1764-04-02, de Voltaire [François Marie Arouet] à Étienne Noël Damilaville.

Mon cher frère, c'est un ex-jésuite archi-fanatique, et archifripon, qui a fait le mandement de l'archevêque gascon archi-imbécile.
On dit que l'archiboureau de Toulouse l'a brûlé au haut, ou au bas de l'escalier des plaids. Je ne sçais si vous vous souvenez d'un chant de la pucelle dans lequel tous les personages deviennent fous, et où chacun donne sur les oreilles à son voisin, qui le lui rend du plus grand cœur, de sorte que tous combattent contre tous sans savoir pourquoi. Voilà bien l'image de tout ce qui se passe aujourd'hui. Il faut que les honnêtes gens profitent de la guerre que se font les méchants. La seule chose qui m'afflige c'est l'inaction des frères. C'est une chose déplorable que l'auteur de la gazette écclésiastique puisse imprimer toutes les semaines les sottises qu'il veut, et que les frères ne puissent donner une fois par an un bon ouvrage qui achêverait d'extirper le fanatisme. Les frères ne s'entendent point, ne s'ameutent point, n'ont point de ralliment; ils sont isolés, dispersés; ils se contentent de dire à soupé ce qu'ils pensent quand ils se rencontrent. Si Dieu avait permis que frère Platon, vous et moi eussions vécu ensembles, nous n'aurions pas été inutiles au monde.

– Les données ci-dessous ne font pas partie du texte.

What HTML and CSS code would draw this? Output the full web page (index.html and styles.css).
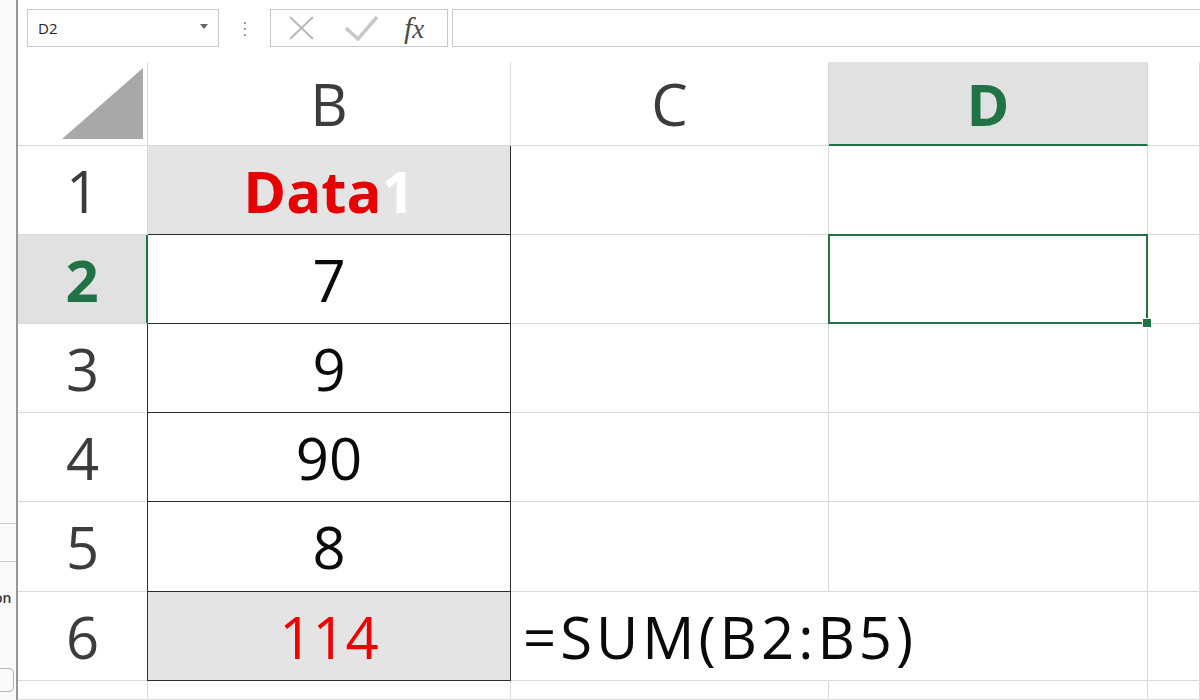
FILE: index.html
```html
<!DOCTYPE html>
<html lang="en">
  <head>
    <meta charset="UTF-8" />
    <meta name="viewport" content="width=device-width, initial-scale=1.0" />
    <title>SUM</title>
    <link rel="stylesheet" href="styles.css">
  </head>

  <body>
    <div class="app">
      <!-- 左侧窄条 -->
      <div class="side">
        <div class="side-block"></div>
        <div class="side-text">on</div>
        <div class="side-btn"></div>
      </div>

      <div class="main">
        <!-- 编辑栏 -->
        <div class="fbar">
          <div class="namebox">
            <span>D2</span>
            <i class="caret"></i>
          </div>
          <div class="dots"><i></i><i></i><i></i></div>
          <div class="fxbox">
            <svg class="ico-x" width="28" height="24" viewBox="0 0 28 24">
              <path d="M3 1 L26 23 M26 1 L3 23" stroke="#b8b8b8" stroke-width="2" fill="none" />
            </svg>
            <svg class="ico-ok" width="34" height="26" viewBox="0 0 34 26">
              <path d="M1 13 L13 24 L32 2" stroke="#c8c8c8" stroke-width="3.5" fill="none" />
            </svg>
            <span class="fx">f<span class="fx-x">x</span></span>
          </div>
          <div class="finput"></div>
        </div>

        <!-- 表格 -->
        <div class="sheet">
          <div class="c corner"><div class="tri"></div></div>
          <div class="c h">B</div>
          <div class="c h">C</div>
          <div class="c h sel">D</div>
          <div class="c h"></div>

          <div class="c rh">1</div>
          <div class="c b b1 grey"><b class="red">Data</b><b class="white">1</b></div>
          <div class="c"></div>
          <div class="c"></div>
          <div class="c"></div>

          <div class="c rh sel">2</div>
          <div class="c b b2">7</div>
          <div class="c"></div>
          <div class="c active"></div>
          <div class="c"></div>

          <div class="c rh">3</div>
          <div class="c b">9</div>
          <div class="c"></div>
          <div class="c"></div>
          <div class="c"></div>

          <div class="c rh">4</div>
          <div class="c b">90</div>
          <div class="c"></div>
          <div class="c"></div>
          <div class="c"></div>

          <div class="c rh">5</div>
          <div class="c b">8</div>
          <div class="c"></div>
          <div class="c"></div>
          <div class="c"></div>

          <div class="c rh">6</div>
          <div class="c b grey red-num">114</div>
          <div class="c formula">=SUM(B2:B5)</div>
          <div class="c"></div>
          <div class="c"></div>

          <div class="c rh"></div>
          <div class="c"></div>
          <div class="c"></div>
          <div class="c"></div>
          <div class="c"></div>
        </div>
      </div>
    </div>
  </body>
</html>
```

FILE: styles.css
```css
* {
  margin: 0;
  padding: 0;
  box-sizing: border-box;
}

body {
  width: 1200px;
  height: 700px;
  overflow: hidden;
  background: #fff;
  font-family: "Open Sans", "Noto Sans", sans-serif;
}

.app {
  display: flex;
  height: 700px;
}

/* 左侧窄条 */
.side {
  width: 18px;
  flex-shrink: 0;
  background: #fafafa;
  border-right: 2px solid #8f9b94;
  display: flex;
  flex-direction: column;
  overflow: hidden;
}
.side-block {
  margin-top: 523px;
  height: 39px;
  border-top: 1px solid #cdcdcd;
  border-bottom: 1px solid #cdcdcd;
}
.side-text {
  margin: 27px 0 0 -6px;
  font-size: 14px;
  line-height: 18px;
  color: #333;
  font-weight: 600;
}
.side-btn {
  margin: 61px 0 0 -8px;
  width: 22px;
  height: 24px;
  border: 1px solid #b5b5b5;
  border-radius: 4px;
}

.main {
  flex: 1;
  min-width: 0;
  display: flex;
  flex-direction: column;
}

/* 编辑栏 */
.fbar {
  height: 62px;
  flex-shrink: 0;
  display: flex;
  align-items: flex-start;
  padding: 9px 0 0 9px;
}
.namebox {
  width: 192px;
  height: 38px;
  border: 1px solid #c8c8c8;
  display: flex;
  align-items: center;
  justify-content: space-between;
  padding: 0 10px 0 10px;
  font-size: 15px;
  color: #222;
}
.caret {
  width: 0;
  height: 0;
  border-left: 4px solid transparent;
  border-right: 4px solid transparent;
  border-top: 5px solid #666;
  margin-top: -3px;
}
.dots {
  display: flex;
  flex-direction: column;
  gap: 4px;
  margin: 13px 24px 0 25px;
}
.dots i {
  width: 2px;
  height: 2px;
  background: #999;
}
.fxbox {
  width: 178px;
  height: 38px;
  border: 1px solid #c8c8c8;
  display: flex;
  align-items: center;
  padding-left: 16px;
}
.ico-ok {
  margin-left: 30px;
}
.fx {
  margin-left: 25px;
  font-family: "Liberation Serif", serif;
  font-style: italic;
  font-size: 30px;
  color: #4a4a4a;
  line-height: 1;
}
.fx-x {
  font-size: 27px;
}
.finput {
  flex: 1;
  height: 38px;
  margin-left: 4px;
  border: 1px solid #c8c8c8;
  border-right: 0;
}

/* 表格 */
.sheet {
  flex: 1;
  display: grid;
  grid-template-columns: 130px 363px 318px 319px 1fr;
  grid-template-rows: 84px 89px 89px 89px 89px 90px 89px 1fr;
}
.c {
  border-right: 1px solid #dadada;
  border-bottom: 1px solid #dadada;
  display: flex;
  align-items: center;
  justify-content: center;
  font-size: 58px;
  color: #0a0a0a;
  white-space: nowrap;
}
.h,
.rh {
  color: #3c3c3c;
}
.h.sel {
  background: #e1e1e1;
  border-bottom: 2px solid #217346;
  color: #217346;
  font-weight: 700;
}
.rh.sel {
  background: #e1e1e1;
  border-right: 2px solid #217346;
  color: #217346;
  font-weight: 700;
}
.corner {
  align-items: flex-end;
  justify-content: flex-end;
  padding: 0 4px 6px 0;
}
.tri {
  width: 81px;
  height: 71px;
  background: #a8a8a8;
  clip-path: polygon(100% 0, 100% 100%, 0 100%);
}

/* B列的边框 */
.b {
  border-right-color: #2e2e2e;
  border-bottom-color: #2e2e2e;
  box-shadow: -1px 0 0 #2e2e2e;
}
.b1 {
  box-shadow: none;
}
.b2 {
  box-shadow: none;
}
.grey {
  background: #e4e4e4;
}
.red {
  color: #e60000;
}
.white {
  color: #fff;
}
.red-num {
  color: #f20000;
}
.formula {
  justify-content: flex-start;
  padding-left: 12px;
  border-right-color: transparent;
  letter-spacing: 4px;
}

/* 选中的单元格 */
.active {
  position: relative;
}
.active::after {
  content: "";
  position: absolute;
  left: -1px;
  top: -1px;
  right: -1px;
  bottom: -1px;
  border: 2px solid #217346;
}
.active::before {
  content: "";
  position: absolute;
  right: -5px;
  bottom: -5px;
  width: 8px;
  height: 8px;
  background: #217346;
  border: 1px solid #fff;
  z-index: 1;
}
```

J'ai reçu une Lettre de Mr Marin, et vous verrez ce qu'il m'écrit par ce que je lui réponds. Je vous soumets ma Lettre, et je vous prie de la lui rendre. Je doute beaucoup qu'on puisse obtenir des faveurs de Mr De Sartine, et je crois que dans le temps où nous sommes il n'en faut attendre de personne. Puisse seulement nôtre petit troupeau demeurer fidèle! Mon cœur est déssèché quand je songe qu'il y a dans Paris une foule de gens d'esprit qui pensent comme nous, et qu'aucun d'eux ne serte la cause commune. Il faudra donc finir comme Candide par cultiver son jardin. Adieu, mon cher frère. Ecra: l'inf:

Vous devez avoir reçu, ou vous recevrez incessamment un petit ballot de 48 éxemplaires de Corneille, en deux paquets. Je crois vous avoir déjà prévenu que l'un est destiné pour Mr De La Leu, et que vous disposerez de l'autre. Mais je vous suplierai de les garder tout deux bien prétieusement jusqu'à ce que vous aiez de mes nouvelles, parce qu'il est juste que le Roi et les siens aient leurs éxemplaires avant qu'il en paraisse dans le public.